A method for estimating direct normal irradiation from GOES geostationary satellite imagery: Validation and application over Northeast Brazil

Abstract

Abstract The mapping and monitoring of Direct Normal Irradiance (DNI) is most relevant for the proper installation of solar power plants that use concentrating solar systems. This paper presents a satellite-based method for estimating DNI and daily direct normal irradiation (Qn) that uses a minimal set of regional meteorological information and avoids empirical adjustment with ground-based radiometric data. The focus of the validation and application were on the Northeast Brazil region (NEB), which exhibits high solar radiation levels throughout the year. Two basic parameters for satellite-derived DNI estimates are: (i) DNI under clear-sky conditions DNIclear (computed from the REST model) and (ii) cloud cover C (estimated from GOES visible imagery). The first validations were performed by comparison with measurements from three radiometric stations of the SONDA network in the NEB (Petrolina, Natal and Sao Luis) during 2007–2008. Overall, the results confirmed the good performance of the proposed model.

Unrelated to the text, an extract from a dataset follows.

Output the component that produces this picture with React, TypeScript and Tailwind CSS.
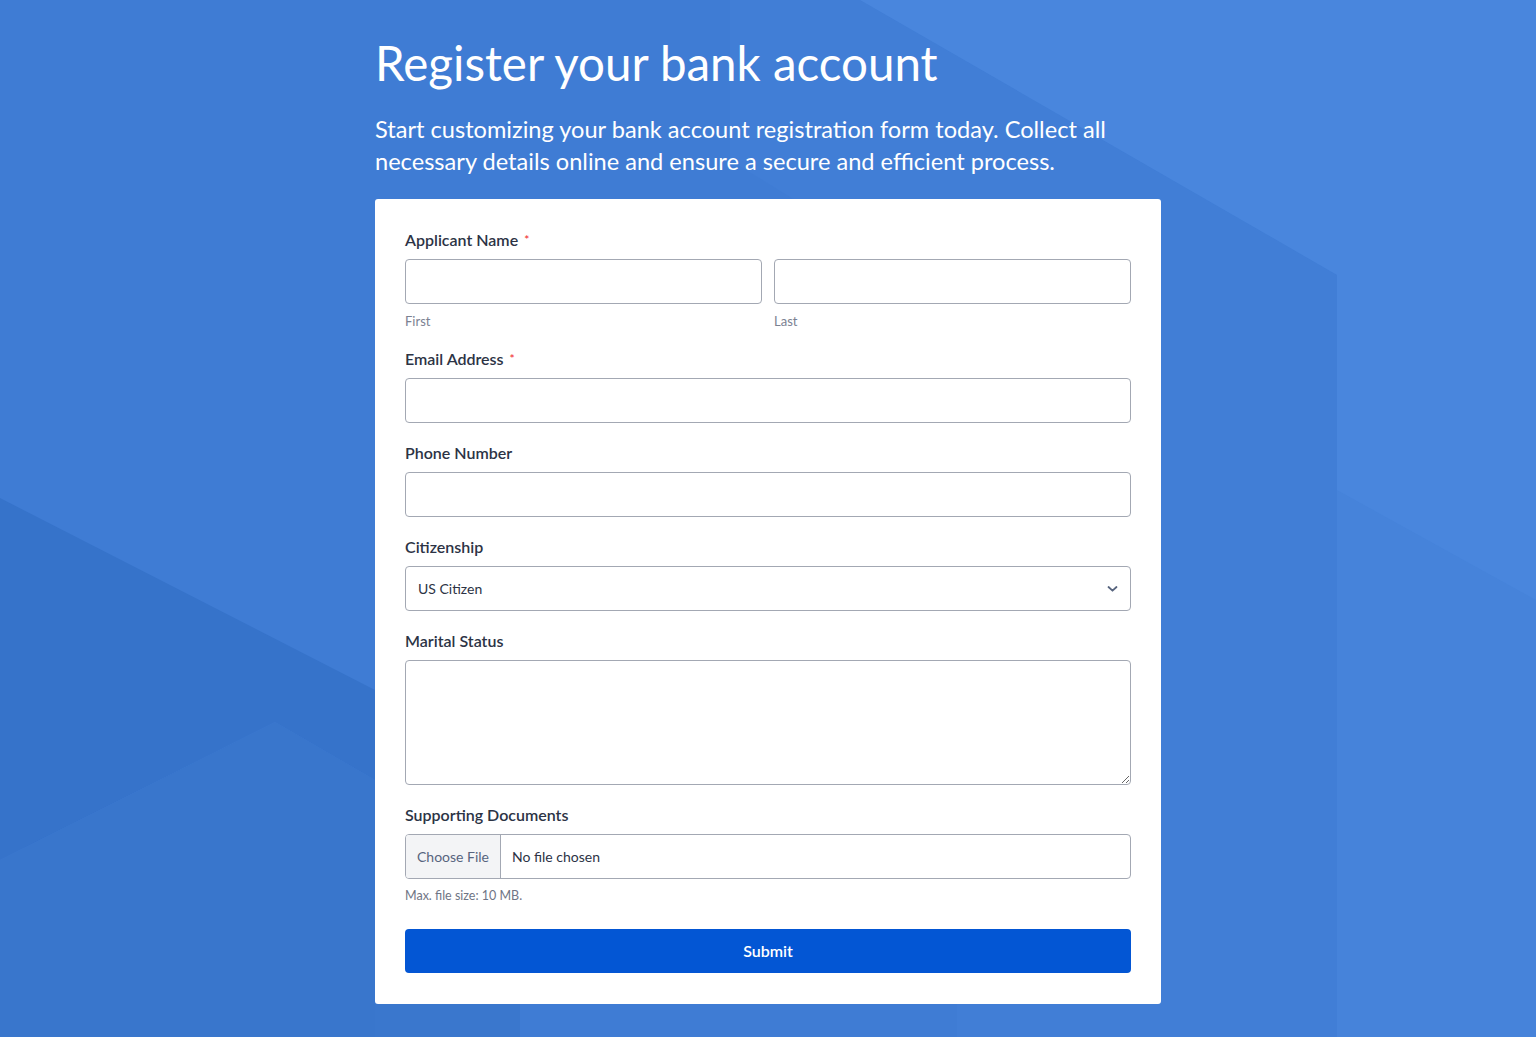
import React from 'react';

function Background() {
  return (
    <svg
      className="absolute inset-0 h-full w-full"
      viewBox="0 0 1536 1037"
      preserveAspectRatio="none"
      aria-hidden="true"
    >
      <rect width="1536" height="1037" fill="#3f7cd4" />
      <polygon points="730,0 860,0 1337,275 1337,1037 957,1037 957,300 730,160" fill="#417ed6" />
      <polygon points="860,0 1536,0 1536,1037 1337,1037 1337,275" fill="#4986dd" />
      <polygon points="1337,490 1536,600 1536,1037 1337,1037" fill="#4683da" />
      <polygon points="0,498 375,690 375,780 275,722 0,860" fill="#3673ca" />
      <polygon points="0,860 275,722 375,780 375,1037 0,1037" fill="#3976cc" />
      <polygon points="375,1004 520,1004 520,1037 375,1037" fill="#3a77cd" />
    </svg>
  );
}

function Label({ children, required }: { children: React.ReactNode; required?: boolean }) {
  return (
    <label className="mb-[9px] flex h-5 items-center text-[16px] font-semibold leading-5 text-[#2c3345]">
      {children}
      {required && <span className="ml-[6px] text-[12px] text-[#f23a3c]">*</span>}
    </label>
  );
}

const inputCls =
  'h-[45px] w-full rounded-[4px] border border-[#a3a8b3] bg-white px-3 text-[14px] text-[#2c3345] outline-none';

export default function App() {
  return (
    <div className="relative min-h-screen w-full overflow-hidden font-[Lato,sans-serif]">
      <Background />

      <div className="relative mx-auto flex w-[786px] flex-col pt-[34px] pb-[33px]">
        <h1 className="text-[47.5px] font-normal leading-[58px] text-white">Register your bank account</h1>
        <p className="mt-[21px] text-[23.6px] leading-[32px] text-white">
          Start customizing your bank account registration form today. Collect all necessary details online and
          ensure a secure and efficient process.
        </p>

        <form className="mt-[22px] flex flex-col rounded-[3px] bg-white px-[30px] pt-[31px] pb-[31px]">
          {/* Applicant name */}
          <div className="flex flex-col">
            <Label required>Applicant Name</Label>
            <div className="grid grid-cols-2 gap-3">
              <div className="flex flex-col">
                <input className={inputCls} type="text" />
                <span className="mt-[9px] text-[13px] leading-4 text-[#7b8192]">First</span>
              </div>
              <div className="flex flex-col">
                <input className={inputCls} type="text" />
                <span className="mt-[9px] text-[13px] leading-4 text-[#7b8192]">Last</span>
              </div>
            </div>
          </div>

          <div className="mt-5 flex flex-col">
            <Label required>Email Address</Label>
            <input className={inputCls} type="email" />
          </div>

          <div className="mt-5 flex flex-col">
            <Label>Phone Number</Label>
            <input className={inputCls} type="tel" />
          </div>

          <div className="mt-5 flex flex-col">
            <Label>Citizenship</Label>
            <div className="relative">
              <select className={inputCls + ' appearance-none'} defaultValue="US Citizen">
                <option>US Citizen</option>
                <option>Permanent Resident</option>
                <option>Non-Resident</option>
              </select>
              <svg
                className="pointer-events-none absolute top-1/2 right-[13px] h-[7px] w-[11px] -translate-y-1/2"
                viewBox="0 0 11 7"
                fill="none"
              >
                <path d="M1.5 1.5 5.5 5.2 9.5 1.5" stroke="#57647e" strokeWidth="1.8" strokeLinecap="round" strokeLinejoin="round" />
              </svg>
            </div>
          </div>

          <div className="mt-5 flex flex-col">
            <Label>Marital Status</Label>
            <textarea className="h-[125px] w-full rounded-[4px] border border-[#a3a8b3] bg-white px-3 py-2 text-[14px] text-[#2c3345] outline-none" />
          </div>

          <div className="mt-5 flex flex-col">
            <Label>Supporting Documents</Label>
            <div className="flex h-[45px] w-full overflow-hidden rounded-[4px] border border-[#a3a8b3] bg-white">
              <button
                type="button"
                className="flex h-full w-[95px] items-center justify-center border-r border-[#a3a8b3] bg-[#f3f4f6] text-[14px] text-[#57647e]"
              >
                Choose File
              </button>
              <span className="flex items-center pl-[11px] text-[14px] text-[#2c3345]">No file chosen</span>
            </div>
            <span className="mt-2 text-[12.5px] leading-[18px] text-[#6f7585]">Max. file size: 10 MB.</span>
          </div>

          <button
            type="submit"
            className="mt-6 flex h-[44px] w-full items-center justify-center rounded-[4px] bg-[#0356d4] text-[16px] font-semibold text-white"
          >
            Submit
          </button>
        </form>
      </div>
    </div>
  );
}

DNI daily cycles in conditions of clear and partially cloudy skies were represented satisfactorily, with daily average errors within ±25 W m−2. Good linearity was found between the measured and satellite-estimated Qn, with coefficients of determination (R2) ranging from 0.84 to 0.89. The average values of MBE (Mean Bias Error) and RMSE (Root Mean Square Error) over all sites were −1.7% and 18.7%, respectively. In addition, seasonal and annual average maps of direct normal irradiation were generated over NEB for 2008. It was found that the spatial–temporal variability of Qn is strongly modulated by meteorological systems acting in the region, such as the ITCZ (Intertropical Convergence Zone). The mapped results reveal that the highest value was approximately 22 MJ m−2 on an annual average basis, and higher values occurred in areas of semi-arid climate. The proposed satellite-based model may be applied for providing information of DNI (with a spatial resolution of 4 km), particularly over regions without in situ measurements, and suggests good accuracy for climatic and solar resource studies.